I agree with Bourdieu that cultural capital is conveyed through families. However, I do not agree with his idea that learning systems reproduce the construction of the division of cultural capital entirely. Some sociologists point out that students who exhibit similar cultural capital with their teachers are more privileged than those of different cultural capital. Although it may be true that some teachers may tend to relate positively and more readily to the students whose competencies, manners, and values resemble their own, not every teacher will subconsciously privilege pupils of similar cultural capital. In addition, cultural capital is not strictly acquired through the family. Some students acquire cultural capital from friends and peers and later explore the acquired interests individually. For instance, a child, observing a fellow child who seems to be more skilled and knowledgeable about artworks after attending a cultural day at the national museum, can acquire knowledge from the observations and also by researching on the museum’ internet site. In this scenario, the child acquires cultural capital through learning and personal efforts.

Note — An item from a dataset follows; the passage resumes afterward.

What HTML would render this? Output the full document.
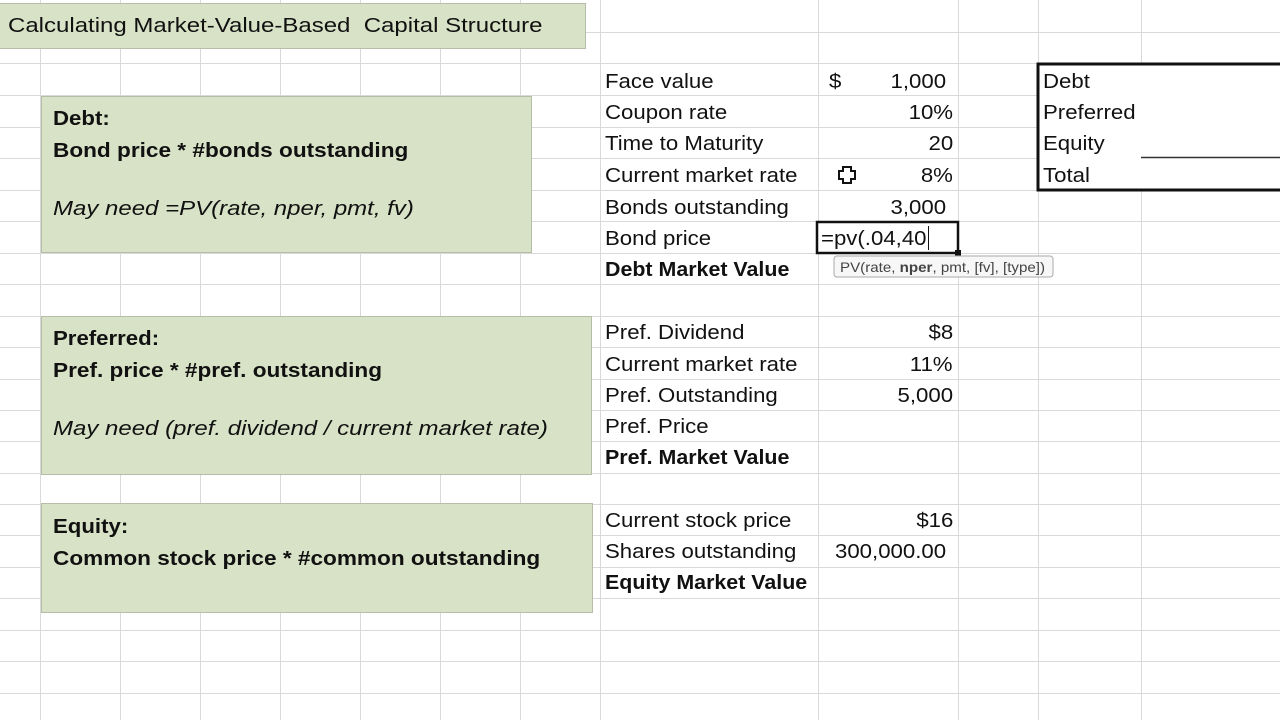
<!DOCTYPE html><html><head><style>
body{margin:0;width:1280px;height:720px;overflow:hidden;background:#fff;position:relative;font-family:"Liberation Sans",sans-serif;color:#111}
.t{position:absolute;font-size:20px;white-space:nowrap;transform-origin:0 50%;transform:scaleX(1.11);line-height:24px;margin-top:1px}
.t.i{transform:scaleX(1.2)}
.t.bl{transform:scaleX(1.07)}
.r{transform-origin:100% 50%}
.box{position:absolute;background:#d8e2c6;border:1px solid #b5bca8}
b{font-weight:bold}
</style></head><body>
<svg width="1280" height="720" style="position:absolute;left:0;top:0">
<g stroke="#d9d9d9" stroke-width="1">
<line x1="40.5" y1="0" x2="40.5" y2="720"/><line x1="120.5" y1="0" x2="120.5" y2="720"/><line x1="200.5" y1="0" x2="200.5" y2="720"/><line x1="280.5" y1="0" x2="280.5" y2="720"/><line x1="360.5" y1="0" x2="360.5" y2="720"/><line x1="440.5" y1="0" x2="440.5" y2="720"/><line x1="520.5" y1="0" x2="520.5" y2="720"/><line x1="600.5" y1="0" x2="600.5" y2="720"/><line x1="818.5" y1="0" x2="818.5" y2="720"/><line x1="958.5" y1="0" x2="958.5" y2="720"/><line x1="1038.5" y1="0" x2="1038.5" y2="720"/><line x1="1141.5" y1="0" x2="1141.5" y2="720"/>
<line x1="0" y1="32.5" x2="1280" y2="32.5"/><line x1="0" y1="63.5" x2="1280" y2="63.5"/><line x1="0" y1="95.5" x2="1280" y2="95.5"/><line x1="0" y1="127.5" x2="1280" y2="127.5"/><line x1="0" y1="158.5" x2="1280" y2="158.5"/><line x1="0" y1="190.5" x2="1280" y2="190.5"/><line x1="0" y1="221.5" x2="1280" y2="221.5"/><line x1="0" y1="253.5" x2="1280" y2="253.5"/><line x1="0" y1="284.5" x2="1280" y2="284.5"/><line x1="0" y1="316.5" x2="1280" y2="316.5"/><line x1="0" y1="347.5" x2="1280" y2="347.5"/><line x1="0" y1="379.5" x2="1280" y2="379.5"/><line x1="0" y1="410.5" x2="1280" y2="410.5"/><line x1="0" y1="441.5" x2="1280" y2="441.5"/><line x1="0" y1="473.5" x2="1280" y2="473.5"/><line x1="0" y1="504.5" x2="1280" y2="504.5"/><line x1="0" y1="535.5" x2="1280" y2="535.5"/><line x1="0" y1="567.5" x2="1280" y2="567.5"/><line x1="0" y1="598.5" x2="1280" y2="598.5"/><line x1="0" y1="630.5" x2="1280" y2="630.5"/><line x1="0" y1="661.5" x2="1280" y2="661.5"/><line x1="0" y1="693.5" x2="1280" y2="693.5"/>
</g>
<rect x="1038" y="64" width="250" height="126" fill="#fff" stroke="#111" stroke-width="3"/>
<line x1="1141" y1="157.5" x2="1280" y2="157.5" stroke="#333" stroke-width="1.5"/>
<rect x="817" y="222" width="141" height="31" fill="#fff" stroke="#111" stroke-width="2.5"/>
<rect x="955" y="250" width="6" height="6" fill="#111"/>
<rect x="834" y="256" width="219" height="21" rx="3" fill="#f7f7f7" stroke="#aaa"/>
<line x1="928.5" y1="226" x2="928.5" y2="250" stroke="#111"/>
<path d="M843 167h8v4h4v8h-4v4h-8v-4h-4v-8h4z" fill="#fff" stroke="#111" stroke-width="2"/>
</svg>
<div class="box" style="left:-1px;top:3px;width:585px;height:44px"></div>
<div class="box" style="left:41px;top:96px;width:489px;height:155px"></div>
<div class="box" style="left:41px;top:316px;width:549px;height:157px"></div>
<div class="box" style="left:41px;top:503px;width:550px;height:108px"></div>
<div class="t" style="left:8px;top:13px;transform:scaleX(1.2)">Calculating Market-Value-Based&nbsp; Capital Structure</div>
<div class="t" style="left:53px;top:106px"><b>Debt:</b></div>
<div class="t" style="left:53px;top:138px;transform:scaleX(1.13)"><b>Bond price * #bonds outstanding</b></div>
<div class="t i" style="left:53px;top:196px"><i>May need =PV(rate, nper, pmt, fv)</i></div>
<div class="t" style="left:53px;top:326px"><b>Preferred:</b></div>
<div class="t" style="left:53px;top:358px;transform:scaleX(1.13)"><b>Pref. price * #pref. outstanding</b></div>
<div class="t i" style="left:53px;top:416px"><i>May need (pref. dividend / current market rate)</i></div>
<div class="t" style="left:53px;top:514px"><b>Equity:</b></div>
<div class="t" style="left:53px;top:546px;transform:scaleX(1.13)"><b>Common stock price * #common outstanding</b></div>
<div class="t" style="left:605px;top:69px">Face value</div>
<div class="t" style="left:605px;top:100px">Coupon rate</div>
<div class="t" style="left:605px;top:131px">Time to Maturity</div>
<div class="t" style="left:605px;top:163px">Current market rate</div>
<div class="t" style="left:605px;top:195px">Bonds outstanding</div>
<div class="t" style="left:605px;top:226px">Bond price</div>
<div class="t bl" style="left:605px;top:257px"><b>Debt Market Value</b></div>
<div class="t" style="left:605px;top:320px">Pref. Dividend</div>
<div class="t" style="left:605px;top:352px">Current market rate</div>
<div class="t" style="left:605px;top:383px">Pref. Outstanding</div>
<div class="t" style="left:605px;top:414px">Pref. Price</div>
<div class="t bl" style="left:605px;top:445px"><b>Pref. Market Value</b></div>
<div class="t" style="left:605px;top:508px">Current stock price</div>
<div class="t" style="left:605px;top:539px">Shares outstanding</div>
<div class="t bl" style="left:605px;top:570px"><b>Equity Market Value</b></div>
<div class="t" style="left:829px;top:69px">$</div>
<div class="t r" style="right:334px;top:69px">1,000</div>
<div class="t r" style="right:327px;top:100px">10%</div>
<div class="t r" style="right:327px;top:131px">20</div>
<div class="t r" style="right:327px;top:163px">8%</div>
<div class="t r" style="right:334px;top:195px">3,000</div>
<div class="t" style="left:821px;top:226px">=pv(.04,40</div>
<div class="t r" style="right:327px;top:320px">$8</div>
<div class="t r" style="right:327px;top:352px">11%</div>
<div class="t r" style="right:327px;top:383px">5,000</div>
<div class="t r" style="right:327px;top:508px">$16</div>
<div class="t r" style="right:334px;top:539px">300,000.00</div>
<div class="t" style="left:840px;top:258px;font-size:14px;line-height:18px;color:#444;transform:scaleX(1.08);margin-top:0">PV(rate, <b>nper</b>, pmt, [fv], [type])</div>
<div class="t" style="left:1043px;top:69px">Debt</div>
<div class="t" style="left:1043px;top:100px">Preferred</div>
<div class="t" style="left:1043px;top:131px">Equity</div>
<div class="t" style="left:1043px;top:163px">Total</div>
</body></html>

In conclusion, cultural capital can be defined as broad-spectrum cultural background disposition and knowledge, as well as skills that are transmitted from generation to generation. It manifests itself in the way people talk, socializes, acts, chooses the code of dressing, shared values, etc. It can be subdivided into three segments, including embodied, objectified, and institutionalized cultural capital. There are various ways in which the dominant group utilizes culture in the exercise of power such as through the media, personal interactions, and religious institutions, as well as learning institutions. Cultural capital can be acquired through both learning and families.